What to produce:
Copy out all lines that carry the word "this".
--- start of Record list ---
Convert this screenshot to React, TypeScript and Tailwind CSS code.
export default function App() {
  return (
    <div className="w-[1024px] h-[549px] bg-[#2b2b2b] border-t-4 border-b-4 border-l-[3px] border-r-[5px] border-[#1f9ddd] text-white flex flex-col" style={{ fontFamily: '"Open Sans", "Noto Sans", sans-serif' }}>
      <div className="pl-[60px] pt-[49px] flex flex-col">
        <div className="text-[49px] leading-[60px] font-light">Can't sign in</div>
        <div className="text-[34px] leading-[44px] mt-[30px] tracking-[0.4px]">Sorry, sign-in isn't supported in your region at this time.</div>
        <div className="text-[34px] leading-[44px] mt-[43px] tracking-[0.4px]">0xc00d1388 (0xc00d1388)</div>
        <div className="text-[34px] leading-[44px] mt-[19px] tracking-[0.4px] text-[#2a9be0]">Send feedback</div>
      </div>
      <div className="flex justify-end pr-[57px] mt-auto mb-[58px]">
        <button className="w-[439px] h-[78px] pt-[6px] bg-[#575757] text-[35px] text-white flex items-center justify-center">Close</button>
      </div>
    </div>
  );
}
--- end of Record list ---
--- start of Record list ---
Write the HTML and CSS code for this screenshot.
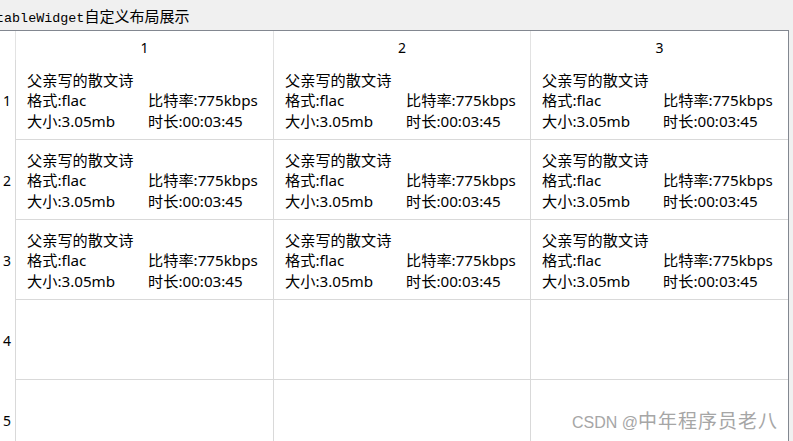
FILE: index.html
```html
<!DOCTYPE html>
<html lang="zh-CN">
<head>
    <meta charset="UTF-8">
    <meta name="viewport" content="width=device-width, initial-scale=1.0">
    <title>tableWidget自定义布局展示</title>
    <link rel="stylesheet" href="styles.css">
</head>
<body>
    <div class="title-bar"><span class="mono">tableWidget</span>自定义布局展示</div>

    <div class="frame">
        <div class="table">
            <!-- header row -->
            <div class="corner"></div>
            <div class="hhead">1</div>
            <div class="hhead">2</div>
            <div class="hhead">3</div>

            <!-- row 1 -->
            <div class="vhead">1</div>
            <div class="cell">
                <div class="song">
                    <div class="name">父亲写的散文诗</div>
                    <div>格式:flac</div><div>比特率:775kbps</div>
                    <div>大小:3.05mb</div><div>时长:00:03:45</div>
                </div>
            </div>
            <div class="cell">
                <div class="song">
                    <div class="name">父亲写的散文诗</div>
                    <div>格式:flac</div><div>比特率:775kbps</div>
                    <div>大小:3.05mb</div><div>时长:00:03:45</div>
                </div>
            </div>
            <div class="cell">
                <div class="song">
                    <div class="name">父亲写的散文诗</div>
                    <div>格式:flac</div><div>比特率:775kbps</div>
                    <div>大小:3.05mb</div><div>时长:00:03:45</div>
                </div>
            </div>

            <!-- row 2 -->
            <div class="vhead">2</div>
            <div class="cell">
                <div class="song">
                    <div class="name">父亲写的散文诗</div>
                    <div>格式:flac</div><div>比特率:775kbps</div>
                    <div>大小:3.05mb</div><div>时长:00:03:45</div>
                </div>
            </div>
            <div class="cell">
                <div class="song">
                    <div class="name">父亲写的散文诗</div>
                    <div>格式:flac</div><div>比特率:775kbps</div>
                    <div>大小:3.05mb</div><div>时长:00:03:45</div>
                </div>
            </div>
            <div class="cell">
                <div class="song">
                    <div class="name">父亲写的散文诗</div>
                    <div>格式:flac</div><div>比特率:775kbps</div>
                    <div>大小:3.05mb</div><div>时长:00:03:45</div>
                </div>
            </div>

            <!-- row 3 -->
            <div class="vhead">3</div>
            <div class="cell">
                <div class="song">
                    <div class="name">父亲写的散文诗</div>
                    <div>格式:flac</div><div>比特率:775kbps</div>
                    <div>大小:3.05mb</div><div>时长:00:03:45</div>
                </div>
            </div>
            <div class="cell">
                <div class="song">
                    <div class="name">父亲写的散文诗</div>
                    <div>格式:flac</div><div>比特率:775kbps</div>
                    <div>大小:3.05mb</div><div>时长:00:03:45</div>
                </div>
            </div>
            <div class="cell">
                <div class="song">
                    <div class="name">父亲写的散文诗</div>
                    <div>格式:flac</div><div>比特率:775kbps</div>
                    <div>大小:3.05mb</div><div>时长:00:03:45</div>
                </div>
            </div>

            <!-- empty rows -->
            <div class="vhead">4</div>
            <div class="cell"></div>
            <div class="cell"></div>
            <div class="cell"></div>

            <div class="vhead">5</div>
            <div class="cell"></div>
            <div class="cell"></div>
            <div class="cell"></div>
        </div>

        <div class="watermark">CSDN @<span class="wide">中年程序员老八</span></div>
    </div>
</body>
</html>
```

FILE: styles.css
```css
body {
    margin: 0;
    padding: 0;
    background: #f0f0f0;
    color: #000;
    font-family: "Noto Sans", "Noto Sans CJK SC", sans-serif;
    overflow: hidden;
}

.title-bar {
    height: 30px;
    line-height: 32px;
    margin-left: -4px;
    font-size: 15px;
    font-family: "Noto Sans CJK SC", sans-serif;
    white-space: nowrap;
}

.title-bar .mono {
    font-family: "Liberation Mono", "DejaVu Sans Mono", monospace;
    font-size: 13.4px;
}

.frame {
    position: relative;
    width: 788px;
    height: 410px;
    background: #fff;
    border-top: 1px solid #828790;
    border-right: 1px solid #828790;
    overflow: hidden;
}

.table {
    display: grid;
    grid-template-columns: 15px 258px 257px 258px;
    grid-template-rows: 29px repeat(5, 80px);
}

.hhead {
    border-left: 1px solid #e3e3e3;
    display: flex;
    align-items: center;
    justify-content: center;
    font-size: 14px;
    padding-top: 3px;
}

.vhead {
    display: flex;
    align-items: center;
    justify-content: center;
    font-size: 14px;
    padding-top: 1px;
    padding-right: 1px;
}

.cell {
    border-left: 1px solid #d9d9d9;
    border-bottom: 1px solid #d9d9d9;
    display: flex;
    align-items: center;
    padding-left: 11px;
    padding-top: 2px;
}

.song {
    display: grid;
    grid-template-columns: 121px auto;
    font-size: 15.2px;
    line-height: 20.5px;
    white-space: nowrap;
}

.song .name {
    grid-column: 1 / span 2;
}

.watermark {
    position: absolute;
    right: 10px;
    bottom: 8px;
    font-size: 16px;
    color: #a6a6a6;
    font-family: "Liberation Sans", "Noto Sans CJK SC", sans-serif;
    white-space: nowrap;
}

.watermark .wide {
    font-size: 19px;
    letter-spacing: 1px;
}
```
--- end of Record list ---
Answer below:
Convert this screenshot to React, TypeScript and Tailwind CSS code.
        <div className="text-[34px] leading-[44px] mt-[30px] tracking-[0.4px]">Sorry, sign-in isn't supported in your region at this time.</div>
Write the HTML and CSS code for this screenshot.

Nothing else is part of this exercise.